In a bid to settle the nearly five-year old school finance lawsuit pending against the state of Arizona, Governor Doug Ducey and the state Legislature have agreed to spend an additional $3.5 billion on education over the next decade. About 60 percent of this money would come from increased withdrawals from the state’s permanent land trust fund, and the rest from the general fund.
The lawsuit stems from the state’s drastic cuts to education in the wake of the Great Recession, which has left Arizona ranked last among the 50 states in education spending, according to 2013 U.S. Census Bureau data. Plaintiffs in the case, Cave Creek Unified School District v. Arizona, argued that the state’s cuts to education spending were impermissible under the terms of a voter-approved referendum (known as Proposition 301) requiring state education spending to keep apace with inflation.

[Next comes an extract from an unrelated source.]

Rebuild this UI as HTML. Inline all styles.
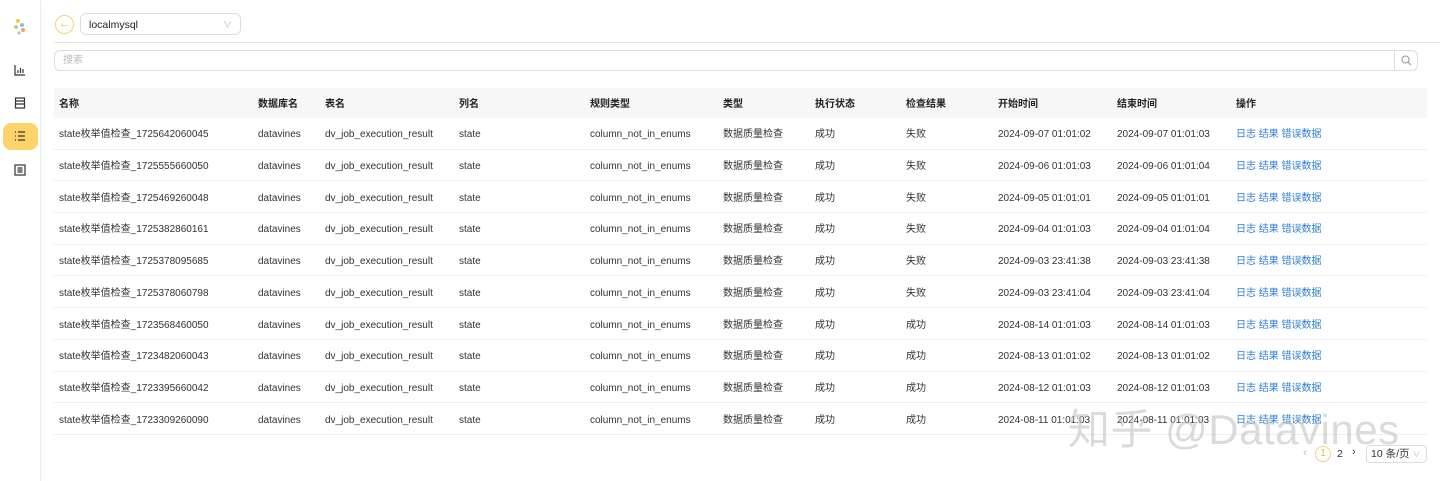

Since 2010, the case has wound its way through Arizona’s court system. And judges from the Arizona Supreme Court, the Arizona Court of Appeals, and the Maricopa County Superior Court have agreed with Arizona’s plaintiffs’ contentions that the Legislature lacked the authority to make such drastic cuts to education. Most recently, in August 2014, Maricopa County Superior Court Judge Katherine Cooper ordered the Legislature to comply with Proposition 301 by immediately increasing school funding to levels consistent with inflation; she also scheduled an evidentiary hearing to determine whether school districts were entitled to recoup funding improperly withheld by the state from 2009-2014. However, mediation between the parties on a potential settlement to the lawsuit began in January 2015, and by last summer it appeared that the Legislature and Governor were actively working towards crafting a legislative package addressing the budgetary shortfalls created by the state’s recessionary cuts to education.
The funding package passed by the Legislature and approved by the Governor last week now must be approved by Arizona voters in a special election on May 17, 2016.